Simple calculations lead to the following expression of the derivative of \(Q\left({\varvec{\theta}}\right)\).

$$\frac{\partial {\mathcal{L}}_{n}\left({\varvec{\theta}}\right)}{\partial {\theta }_{j}}=\frac{\partial h\left({\varvec{\theta}}\right)}{\partial {\theta }_{j}}+{\lambda }_{n}sgn\left({\theta }_{j}\right)$$

Then applying the Taylor’s expansion, for any \({\theta }_{j}\) \(\left(j={s}_{1}+1,{s}_{1}+2,\dots ,s\right)\) we obtain

$$\frac{\partial {\mathcal{L}}_{n}\left({\varvec{\theta}}\right)}{\partial {\theta }_{j}}=\frac{\partial h\left({{\varvec{\theta}}}_{0}\right)}{\partial {\theta }_{j}}+\sum_{k=1}^{s}\frac{{\partial }^{2}h\left({{\varvec{\theta}}}^{*}\right)}{\partial {\theta }_{j}\partial {\theta }_{k}}\left({\theta }_{k}-{\theta }_{0k}\right)+{\lambda }_{n}sgn\left({\theta }_{j}\right)$$

where \({{\varvec{\theta}}}^{*}\) is between \({\varvec{\theta}}\) and \({{\varvec{\theta}}}_{0}\). On the other hand, we know that (Fan and Li 2001)

$$ \begin{aligned} & \frac{1}{n}\frac{{\partial h\left( {{\varvec{\theta}}_{0} } \right)}}{{\partial \theta_{j} }} = O_{p} \left( {n^{ - 1/2} } \right), \\ & \frac{1}{n}\left\{ {\frac{{\partial^{2} h\left( {{\varvec{\theta}}_{0} } \right)}}{{\partial \theta_{j} \partial \theta_{k} }}} \right\} - E\left[ {\frac{{\partial^{2} h\left( {{\varvec{\theta}}_{0} } \right)}}{{\partial \theta_{j} \partial \theta_{k} }}} \right] = O_{p} \left( 1 \right). \\ \end{aligned} $$

According to Theorem 1, it is clear that \(\Vert {{\widehat{{\varvec{\theta}}}}_{n}-{\varvec{\theta}}}_{0}\Vert ={O}_{p}\left({n}^{-1/2}\right).\) Then, we obtain

$$\frac{\partial {\mathcal{L}}_{n}\left({\varvec{\theta}}\right)}{\partial {\theta }_{j}}={\lambda }_{n}\left\{-{\lambda }_{n}^{-1}{p}_{{\lambda }_{n}}^{^{\prime}}\left(\left|{\theta }_{j}\right|\right)+{O}_{p}\left({{\lambda }_{n}^{-1}n}^{-\frac{1}{2}}\right)\right\}={\lambda }_{n}\left\{-sgn\left({\theta }_{j}\right)+{O}_{p}\left({{\lambda }_{n}^{-1}n}^{-\frac{1}{2}}\right)\right\}.$$

While \({{\lambda }_{n}^{-1}n}^{-\frac{1}{2}}\to 0\) as \(n\to \infty ,\) the sign of the derivative is completely determined by that of \({\theta }_{j}.\)

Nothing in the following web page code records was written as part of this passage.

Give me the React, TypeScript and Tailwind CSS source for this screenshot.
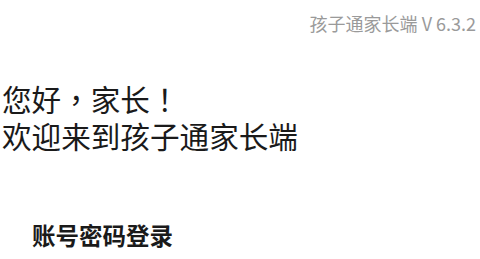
import React from "react";

export default function App() {
  return (
    <div className="w-[480px] h-[259px] bg-white overflow-hidden flex flex-col font-['Noto_Sans_CJK_SC','Noto_Sans',sans-serif]">
      {/* version */}
      <div className="flex justify-end pr-[4px] pt-[9px]">
        <span className="text-[18px] leading-[28px] text-[#9a9a9a]">孩子通家长端 V 6.3.2</span>
      </div>

      {/* greeting */}
      <div className="mt-[43px] pl-[2px] text-[29.6px] leading-[37px] text-[#1a1a1a]">
        <div>
          您好
          <span className="font-['Noto_Sans_CJK_TC','Noto_Sans_CJK_SC',sans-serif]">，</span>
          家长
          <span className="font-['Noto_Sans_CJK_TC','Noto_Sans_CJK_SC',sans-serif]">！</span>
        </div>
        <div>欢迎来到孩子通家长端</div>
      </div>

      {/* login tab */}
      <div className="mt-[66px] pl-[32px] text-[23.5px] leading-[30px] font-bold text-[#1a1a1a]">
        账号密码登录
      </div>
    </div>
  );
}
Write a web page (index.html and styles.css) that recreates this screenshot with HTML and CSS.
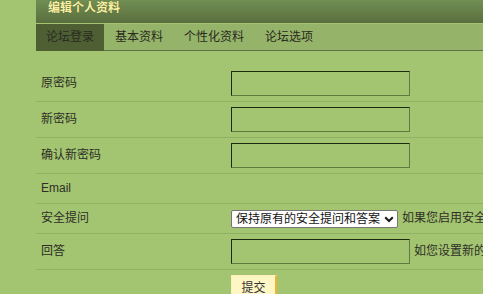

Namely, we can ensure that

$$\left\{\begin{array}{ll}\frac{\partial {\mathcal{L}}_{n}\left({\varvec{\theta}}\right)}{\partial {\theta }_{j}}<0,&\quad for\, 0<{\theta }_{j}<c{n}^{-1/2}\\ \frac{\partial {\mathcal{L}}_{n}\left({\varvec{\theta}}\right)}{\partial {\theta }_{j}}>0,&\quad for\, -c{n}^{-1/2}<{\theta }_{j}<0.\end{array}\right.$$

Hence, with probability tending to 1, \({\mathcal{L}}_{n}\left({\varvec{\theta}}\right)\) achieve its minimum at \({\varvec{\theta}}={\left({\left({{\varvec{\theta}}}^{({s}_{1})}\right)}^{T},{0}^{T}\right)}^{T}.\) This completes the proof of Theorem 3.